- Stated task -
Write the material out again in full, word for word. Do not include the pictures.

•••••

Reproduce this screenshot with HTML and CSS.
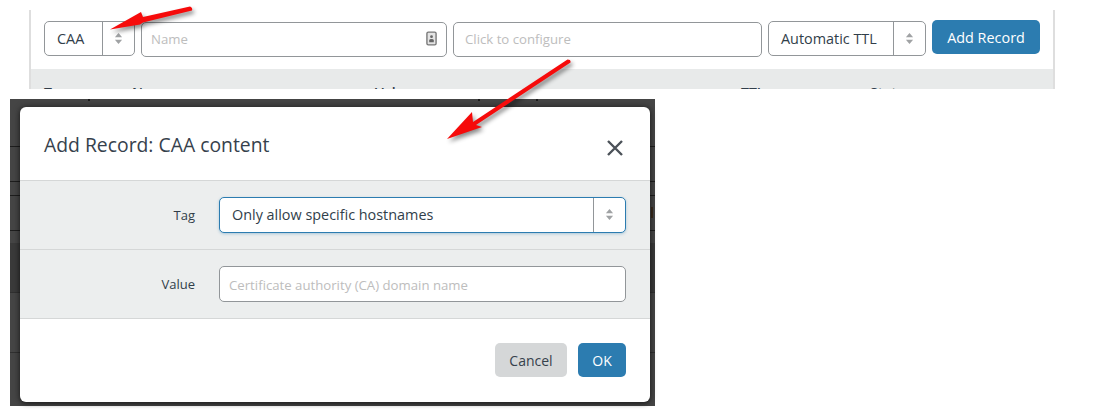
FILE: index.html
```html
<!DOCTYPE html>
<html lang="en">
<head>
<meta charset="utf-8">
<title>Add Record: CAA content</title>
<link rel="stylesheet" href="styles.css">
</head>
<body>
<section class="panel">
  <div class="toolbar">
    <div class="select select-type"><span class="select-value">CAA</span><span class="stepper"><svg class="updown" viewBox="0 0 10 14"><path d="M5 1 9 5.500H1zM5 13 1 8.500H9z"/></svg></span></div>
    <div class="input input-name"><span class="placeholder">Name</span>
      <svg class="contact" viewBox="0 0 12 16"><rect x="1" y="1" width="10" height="14" rx="1.500" fill="#e4e4e4" stroke="#777" stroke-width="1.500"/><circle cx="6" cy="6" r="1.500" fill="#666"/><path d="M3.500 12V10q0-1.500 2.500-1.500T8.500 10v2z" fill="#666"/></svg>
    </div>
    <div class="input input-content"><span class="placeholder">Click to configure</span></div>
    <div class="select select-ttl"><span class="select-value">Automatic TTL</span><span class="stepper"><svg class="updown" viewBox="0 0 10 14"><path d="M5 1 9 5.500H1zM5 13 1 8.500H9z"/></svg></span></div>
    <button class="btn btn-primary btn-add">Add Record</button>
  </div>
  <div class="table-head">
    <span class="col col-type">Type</span>
    <span class="col col-name">Name</span>
    <span class="col col-value">Value</span>
    <span class="col col-ttl">TTL</span>
    <span class="col col-status">Status</span>
  </div>
</section>

<div class="backdrop">
  <div class="modal">
    <header class="modal-head">
      <h2 class="modal-title">Add Record: CAA content</h2>
      <svg class="close" viewBox="0 0 16 16"><path d="M1 1 15 15M15 1 1 15"/></svg>
    </header>
    <div class="modal-body">
      <div class="field">
        <label class="field-label">Tag</label>
        <div class="select select-tag"><span class="select-value">Only allow specific hostnames</span><span class="stepper"><svg class="updown" viewBox="0 0 10 14"><path d="M5 1 9 5.500H1zM5 13 1 8.500H9z"/></svg></span></div>
      </div>
      <div class="field">
        <label class="field-label">Value</label>
        <div class="input input-value"><span class="placeholder">Certificate authority (CA) domain name</span></div>
      </div>
    </div>
    <footer class="modal-foot">
      <button class="btn btn-cancel">Cancel</button>
      <button class="btn btn-primary btn-ok">OK</button>
    </footer>
  </div>
</div>

<svg class="arrows" viewBox="0 0 1103 416" width="1103" height="416">
  <path d="M110 29.500 141 12 143 17 190 6.500Q193 8 192 10.500L143 22.500 140 24.500Z"/>
  <path d="M447 139 472 112 473 122 567.500 59.500Q571 59.500 570.500 62.500L476 125 482 127Z"/>
</svg>
</body>
</html>
```
FILE: styles.css
```css
* { box-sizing: border-box; }
html, body { margin: 0; background: #fff; }
body {
  position: relative;
  width: 1103px;
  height: 416px;
  overflow: hidden;
  font-family: "Open Sans", "Liberation Sans", sans-serif;
  font-size: 14px;
  color: #313e4a;
}

.panel {
  width: 1026px;
  height: 79px;
  margin: 10px 0 0 29px;
  border-left: 2px solid #dedede;
  border-right: 2px solid #dedede;
  overflow: hidden;
}
.toolbar {
  display: flex;
  align-items: flex-start;
  gap: 6px;
  height: 59px;
  padding: 10px 0 0 13px;
}
.select, .input {
  display: flex;
  align-items: center;
  height: 35px;
  background: #fff;
  border: 1px solid #929699;
  border-radius: 5px;
}
.select { margin-top: 1px; }
.input { margin-top: 2px; }
.select-value { flex: 1; padding-left: 12px; font-size: 14.4px; white-space: nowrap; }
.stepper {
  display: flex;
  align-items: center;
  justify-content: center;
  width: 32px;
  height: 100%;
  padding-right: 1px;
  border-left: 1px solid #929699;
}
.updown { width: 9px; height: 13px; fill: #a0a2a4; }
.select-type { width: 91px; }
.select-ttl { width: 158px; }
.input-name { width: 306px; padding: 0 10px 2px 9px; justify-content: space-between; }
.input-content { width: 309px; padding: 0 11px 2px; }
.placeholder { font-size: 13.2px; color: #bdbdbd; white-space: nowrap; }
.contact { width: 11px; height: 15px; margin-right: -1px; }

.btn {
  height: 34px;
  padding: 0;
  border: 0;
  border-radius: 5px;
  font: inherit;
  cursor: pointer;
}
.btn-primary { background: #2c7cb0; color: #fff; }
.btn-add { width: 108px; font-size: 14.4px; }

.table-head {
  display: flex;
  align-items: flex-start;
  height: 20px;
  background: #e8eaea;
  padding: 14px 0 0 13px;
  font-weight: 600;
  overflow: hidden;
}
.col { display: block; line-height: 19px; }
.col-type { width: 88px; }
.col-name { width: 243px; }
.col-value { width: 366px; }
.col-ttl { width: 129px; }

.backdrop {
  width: 645px;
  height: 307px;
  margin: 10px 0 0 10px;
  padding: 8px 5px 4px 10px;
  background-color: #454545;
  background-image:
    linear-gradient(#1e1e1e, #1e1e1e),
    linear-gradient(#1e1e1e, #1e1e1e),
    linear-gradient(#1e1e1e, #1e1e1e),
    linear-gradient(#1e1e1e, #1e1e1e),
    linear-gradient(#303030, #303030),
    linear-gradient(#303030, #303030),
    linear-gradient(#3a3a3a, #3a3a3a),
    linear-gradient(#1c1c1c, #1c1c1c),
    linear-gradient(#1c1c1c, #1c1c1c),
    linear-gradient(#1c1c1c, #1c1c1c),
    linear-gradient(#3a2a1c, #3a2a1c);
  background-repeat: no-repeat;
  background-size:
    100% 1px, 100% 1px, 100% 1px, 100% 1px,
    100% 1px, 100% 1px, 100% 49px,
    2px 2px, 2px 2px, 2px 2px, 2px 11px;
  background-position:
    0 47px, 0 82px, 0 96px, 0 131px,
    0 193px, 0 253px, 0 144px,
    78px 0, 468px 0, 526px 0, 641px 108px;
}
.modal {
  display: flex;
  flex-direction: column;
  height: 295px;
  background: #fff;
  border-radius: 6px;
  box-shadow: 0 0 7px rgba(0, 0, 0, .45), 0 2px 4px rgba(0, 0, 0, .35);
  overflow: hidden;
}
.modal-head {
  display: flex;
  align-items: center;
  justify-content: space-between;
  height: 74px;
  padding: 3px 27px 0 24px;
  border-bottom: 1px solid #d5d7d7;
}
.modal-title { margin: 0 0 1px; font-size: 19.350px; font-weight: 400; color: #36414c; }
.close { width: 16px; height: 16px; margin-top: 6px; stroke: #4c5259; stroke-width: 2.400; fill: none; }
.modal-body { background: #eceeee; }
.field {
  display: flex;
  align-items: center;
  height: 69px;
  padding: 0 24px 0 0;
  border-bottom: 1px solid #d5d7d7;
}
.field-label { width: 175px; text-align: right; margin-right: 24px; font-size: 13px; }
.select-tag {
  width: 407px;
  height: 36px;
  margin-top: -1px;
  border-color: #2c7cb0;
  box-shadow: 0 1px 3px rgba(44, 124, 176, .35);
}
.input-value { width: 407px; height: 36px; margin-top: 0; padding: 2px 9px 0; }
.modal-foot {
  flex: 1;
  display: flex;
  justify-content: flex-end;
  gap: 11px;
  padding: 24px 24px 0 0;
}
.btn-cancel { width: 72px; background: #d5d7d8; color: #36414c; }
.btn-ok { width: 48px; }

.arrows {
  position: absolute;
  left: 0;
  top: 0;
  fill: #f60b0b;
  filter: drop-shadow(2px 3px 2px rgba(0, 0, 0, .45));
  pointer-events: none;
}
```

•••••

- Answer to this exercise -
Reproduce this screenshot with HTML and CSS.
FILE: index.html
```html
<!DOCTYPE html>
<html lang="en">
<head>
<meta charset="utf-8">
<title>Add Record: CAA content</title>
<link rel="stylesheet" href="styles.css">
</head>
<body>
<section class="panel">
  <div class="toolbar">
    <div class="select select-type"><span class="select-value">CAA</span><span class="stepper"><svg class="updown" viewBox="0 0 10 14"><path d="M5 1 9 5.500H1zM5 13 1 8.500H9z"/></svg></span></div>
    <div class="input input-name"><span class="placeholder">Name</span>
      <svg class="contact" viewBox="0 0 12 16"><rect x="1" y="1" width="10" height="14" rx="1.500" fill="#e4e4e4" stroke="#777" stroke-width="1.500"/><circle cx="6" cy="6" r="1.500" fill="#666"/><path d="M3.500 12V10q0-1.500 2.500-1.500T8.500 10v2z" fill="#666"/></svg>
    </div>
    <div class="input input-content"><span class="placeholder">Click to configure</span></div>
    <div class="select select-ttl"><span class="select-value">Automatic TTL</span><span class="stepper"><svg class="updown" viewBox="0 0 10 14"><path d="M5 1 9 5.500H1zM5 13 1 8.500H9z"/></svg></span></div>
    <button class="btn btn-primary btn-add">Add Record</button>
  </div>
  <div class="table-head">
    <span class="col col-type">Type</span>
    <span class="col col-name">Name</span>
    <span class="col col-value">Value</span>
    <span class="col col-ttl">TTL</span>
    <span class="col col-status">Status</span>
  </div>
</section>

<div class="backdrop">
  <div class="modal">
    <header class="modal-head">
      <h2 class="modal-title">Add Record: CAA content</h2>
      <svg class="close" viewBox="0 0 16 16"><path d="M1 1 15 15M15 1 1 15"/></svg>
    </header>
    <div class="modal-body">
      <div class="field">
        <label class="field-label">Tag</label>
        <div class="select select-tag"><span class="select-value">Only allow specific hostnames</span><span class="stepper"><svg class="updown" viewBox="0 0 10 14"><path d="M5 1 9 5.500H1zM5 13 1 8.500H9z"/></svg></span></div>
      </div>
      <div class="field">
        <label class="field-label">Value</label>
        <div class="input input-value"><span class="placeholder">Certificate authority (CA) domain name</span></div>
      </div>
    </div>
    <footer class="modal-foot">
      <button class="btn btn-cancel">Cancel</button>
      <button class="btn btn-primary btn-ok">OK</button>
    </footer>
  </div>
</div>

<svg class="arrows" viewBox="0 0 1103 416" width="1103" height="416">
  <path d="M110 29.500 141 12 143 17 190 6.500Q193 8 192 10.500L143 22.500 140 24.500Z"/>
  <path d="M447 139 472 112 473 122 567.500 59.500Q571 59.500 570.500 62.500L476 125 482 127Z"/>
</svg>
</body>
</html>
```
FILE: styles.css
```css
* { box-sizing: border-box; }
html, body { margin: 0; background: #fff; }
body {
  position: relative;
  width: 1103px;
  height: 416px;
  overflow: hidden;
  font-family: "Open Sans", "Liberation Sans", sans-serif;
  font-size: 14px;
  color: #313e4a;
}

.panel {
  width: 1026px;
  height: 79px;
  margin: 10px 0 0 29px;
  border-left: 2px solid #dedede;
  border-right: 2px solid #dedede;
  overflow: hidden;
}
.toolbar {
  display: flex;
  align-items: flex-start;
  gap: 6px;
  height: 59px;
  padding: 10px 0 0 13px;
}
.select, .input {
  display: flex;
  align-items: center;
  height: 35px;
  background: #fff;
  border: 1px solid #929699;
  border-radius: 5px;
}
.select { margin-top: 1px; }
.input { margin-top: 2px; }
.select-value { flex: 1; padding-left: 12px; font-size: 14.4px; white-space: nowrap; }
.stepper {
  display: flex;
  align-items: center;
  justify-content: center;
  width: 32px;
  height: 100%;
  padding-right: 1px;
  border-left: 1px solid #929699;
}
.updown { width: 9px; height: 13px; fill: #a0a2a4; }
.select-type { width: 91px; }
.select-ttl { width: 158px; }
.input-name { width: 306px; padding: 0 10px 2px 9px; justify-content: space-between; }
.input-content { width: 309px; padding: 0 11px 2px; }
.placeholder { font-size: 13.2px; color: #bdbdbd; white-space: nowrap; }
.contact { width: 11px; height: 15px; margin-right: -1px; }

.btn {
  height: 34px;
  padding: 0;
  border: 0;
  border-radius: 5px;
  font: inherit;
  cursor: pointer;
}
.btn-primary { background: #2c7cb0; color: #fff; }
.btn-add { width: 108px; font-size: 14.4px; }

.table-head {
  display: flex;
  align-items: flex-start;
  height: 20px;
  background: #e8eaea;
  padding: 14px 0 0 13px;
  font-weight: 600;
  overflow: hidden;
}
.col { display: block; line-height: 19px; }
.col-type { width: 88px; }
.col-name { width: 243px; }
.col-value { width: 366px; }
.col-ttl { width: 129px; }

.backdrop {
  width: 645px;
  height: 307px;
  margin: 10px 0 0 10px;
  padding: 8px 5px 4px 10px;
  background-color: #454545;
  background-image:
    linear-gradient(#1e1e1e, #1e1e1e),
    linear-gradient(#1e1e1e, #1e1e1e),
    linear-gradient(#1e1e1e, #1e1e1e),
    linear-gradient(#1e1e1e, #1e1e1e),
    linear-gradient(#303030, #303030),
    linear-gradient(#303030, #303030),
    linear-gradient(#3a3a3a, #3a3a3a),
    linear-gradient(#1c1c1c, #1c1c1c),
    linear-gradient(#1c1c1c, #1c1c1c),
    linear-gradient(#1c1c1c, #1c1c1c),
    linear-gradient(#3a2a1c, #3a2a1c);
  background-repeat: no-repeat;
  background-size:
    100% 1px, 100% 1px, 100% 1px, 100% 1px,
    100% 1px, 100% 1px, 100% 49px,
    2px 2px, 2px 2px, 2px 2px, 2px 11px;
  background-position:
    0 47px, 0 82px, 0 96px, 0 131px,
    0 193px, 0 253px, 0 144px,
    78px 0, 468px 0, 526px 0, 641px 108px;
}
.modal {
  display: flex;
  flex-direction: column;
  height: 295px;
  background: #fff;
  border-radius: 6px;
  box-shadow: 0 0 7px rgba(0, 0, 0, .45), 0 2px 4px rgba(0, 0, 0, .35);
  overflow: hidden;
}
.modal-head {
  display: flex;
  align-items: center;
  justify-content: space-between;
  height: 74px;
  padding: 3px 27px 0 24px;
  border-bottom: 1px solid #d5d7d7;
}
.modal-title { margin: 0 0 1px; font-size: 19.350px; font-weight: 400; color: #36414c; }
.close { width: 16px; height: 16px; margin-top: 6px; stroke: #4c5259; stroke-width: 2.400; fill: none; }
.modal-body { background: #eceeee; }
.field {
  display: flex;
  align-items: center;
  height: 69px;
  padding: 0 24px 0 0;
  border-bottom: 1px solid #d5d7d7;
}
.field-label { width: 175px; text-align: right; margin-right: 24px; font-size: 13px; }
.select-tag {
  width: 407px;
  height: 36px;
  margin-top: -1px;
  border-color: #2c7cb0;
  box-shadow: 0 1px 3px rgba(44, 124, 176, .35);
}
.input-value { width: 407px; height: 36px; margin-top: 0; padding: 2px 9px 0; }
.modal-foot {
  flex: 1;
  display: flex;
  justify-content: flex-end;
  gap: 11px;
  padding: 24px 24px 0 0;
}
.btn-cancel { width: 72px; background: #d5d7d8; color: #36414c; }
.btn-ok { width: 48px; }

.arrows {
  position: absolute;
  left: 0;
  top: 0;
  fill: #f60b0b;
  filter: drop-shadow(2px 3px 2px rgba(0, 0, 0, .45));
  pointer-events: none;
}
```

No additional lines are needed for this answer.